Return every line below in which "this" appears.

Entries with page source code
---------------

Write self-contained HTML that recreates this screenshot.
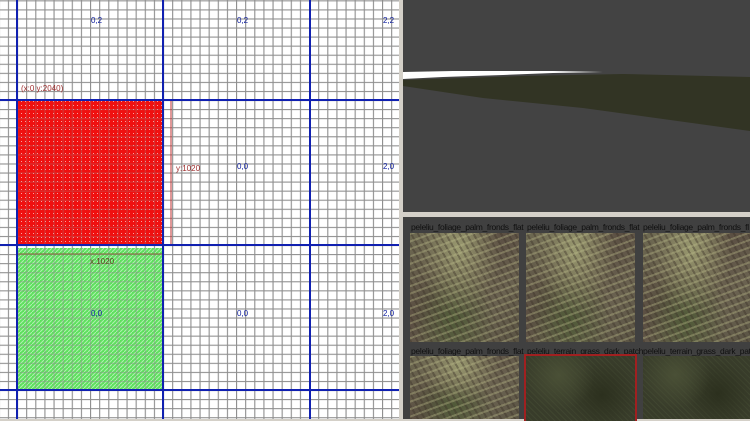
<!DOCTYPE html>
<html><head><style>
*{margin:0;padding:0}
body{width:750px;height:419px;overflow:hidden;background:#d4d0c8;position:relative;font-family:"Liberation Sans",sans-serif}
.lbl{position:absolute;font-size:8.5px;color:#101010;white-space:nowrap;overflow:hidden;width:116px;letter-spacing:-0.3px}
.pf{position:absolute;background:
repeating-linear-gradient(160deg,rgba(190,190,140,.35) 0 2px,transparent 2px 7px),
repeating-linear-gradient(60deg,rgba(60,50,40,.4) 0 2px,transparent 2px 6px),
radial-gradient(ellipse at 45% 15%,#9a9a70,transparent 50%),
radial-gradient(ellipse at 40% 80%,#505a38,transparent 45%),
linear-gradient(135deg,#6e6a52,#5a4e42 40%,#6a6250 70%,#5a5444)}
.gr{position:absolute;background:
radial-gradient(circle at 30% 30%,#4a5036,transparent 40%),
radial-gradient(circle at 70% 60%,#2c301e,transparent 40%),
repeating-linear-gradient(45deg,rgba(80,90,60,.3) 0 1px,transparent 1px 4px),#383c2a}
</style></head><body>
<svg width="399" height="419" style="position:absolute;left:0;top:0" xmlns="http://www.w3.org/2000/svg">
<defs>
<pattern id="g" x="17" y="100" width="9.125" height="9.0625" patternUnits="userSpaceOnUse">
<path d="M0 0.5H9.125M0.5 0V9.125" stroke="#8e8e8e" stroke-width="1.2" fill="none"/>
</pattern>
<pattern id="rd" width="4" height="4" patternUnits="userSpaceOnUse">
<rect width="4" height="4" fill="#f01010"/><rect x="1" y="1" width="1" height="1" fill="#f8a0a0"/>
</pattern>
<pattern id="gd" width="4" height="4" patternUnits="userSpaceOnUse">
<rect width="4" height="4" fill="#5ee05e"/><path d="M0 4L4 0" stroke="#b0f0b0" stroke-width="1"/>
</pattern>
</defs>
<rect width="399" height="419" fill="#fff"/>
<rect width="399" height="419" fill="url(#g)"/>
<rect x="17" y="100" width="146" height="145" fill="url(#rd)"/>
<rect x="17" y="100" width="146" height="145" fill="url(#g)" opacity=".3"/>
<rect x="17" y="248" width="146" height="142" fill="url(#gd)"/>
<rect x="17" y="248" width="146" height="142" fill="url(#g)" opacity=".5"/>
<path d="M171 100V245M163 245H171" stroke="#c03030" stroke-width="1"/>
<path d="M17 254H163" stroke="#806030" stroke-width="1"/>
<g stroke="#1020b0" stroke-width="2" fill="none">
<path d="M17 0V419M163 0V419M310 0V419M0 100H399M0 245H399M0 390H399"/>
</g>
<g font-size="8" fill="#1020a0" font-family="Liberation Sans">
<text x="91" y="23">0,2</text><text x="237" y="23">0,2</text><text x="383" y="23">2,2</text>
<text x="237" y="169">0,0</text><text x="383" y="169">2,0</text>
<text x="91" y="316">0,0</text><text x="237" y="316">0,0</text><text x="383" y="316">2,0</text>
</g>
<text x="21" y="91" font-size="8" fill="#a03030">(x:0  y:2040)</text>
<text x="176" y="171" font-size="8" fill="#a03030">y:1020</text>
<text x="90" y="264" font-size="8" fill="#604020">x:1020</text>
</svg>
<svg width="347" height="212" style="position:absolute;top:0;left:403px" xmlns="http://www.w3.org/2000/svg">
<rect width="347" height="212" fill="#434343"/>
<polygon points="0,80 0,86 80,98 180,108 347,131 347,77 220,74 120,76 0,80" fill="#323424"/>
<polygon points="0,72 50,71 100,71 150,71 200,72 150,73 100,75 40,77 0,79" fill="#fff"/>
</svg>
<div style="position:absolute;left:403px;top:217px;width:347px;height:202px;background:#404040"></div>
<div class="lbl" style="left:411px;top:222px">peleliu_foliage_palm_fronds_flat</div>
<div class="lbl" style="left:527px;top:222px">peleliu_foliage_palm_fronds_flat</div>
<div class="lbl" style="left:643px;top:222px">peleliu_foliage_palm_fronds_fl</div>
<div class="lbl" style="left:411px;top:346px">peleliu_foliage_palm_fronds_flat</div>
<div class="lbl" style="left:527px;top:346px">peleliu_terrain_grass_dark_patch</div>
<div class="lbl" style="left:643px;top:346px">peleliu_terrain_grass_dark_pat</div>
<div class="pf" style="left:410px;top:233px;width:109px;height:109px"></div>
<div class="pf" style="left:526px;top:233px;width:109px;height:109px"></div>
<div class="pf" style="left:643px;top:233px;width:107px;height:109px"></div>
<div class="pf" style="left:410px;top:356px;width:109px;height:63px"></div>
<div class="gr" style="left:524px;top:354px;width:109px;height:65px;border:2px solid #a02020;border-bottom:none"></div>
<div class="gr" style="left:643px;top:356px;width:107px;height:63px"></div>
</body></html>
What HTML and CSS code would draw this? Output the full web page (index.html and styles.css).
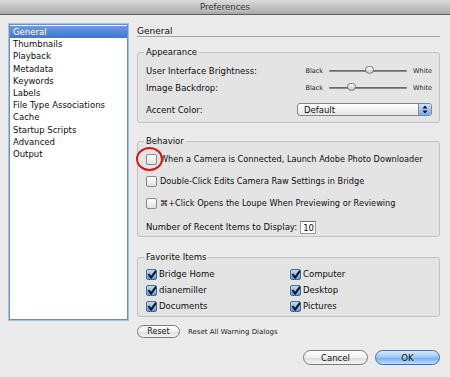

---------------

__Response to the exercise__.
Write self-contained HTML that recreates this screenshot.
What HTML and CSS code would draw this? Output the full web page (index.html and styles.css).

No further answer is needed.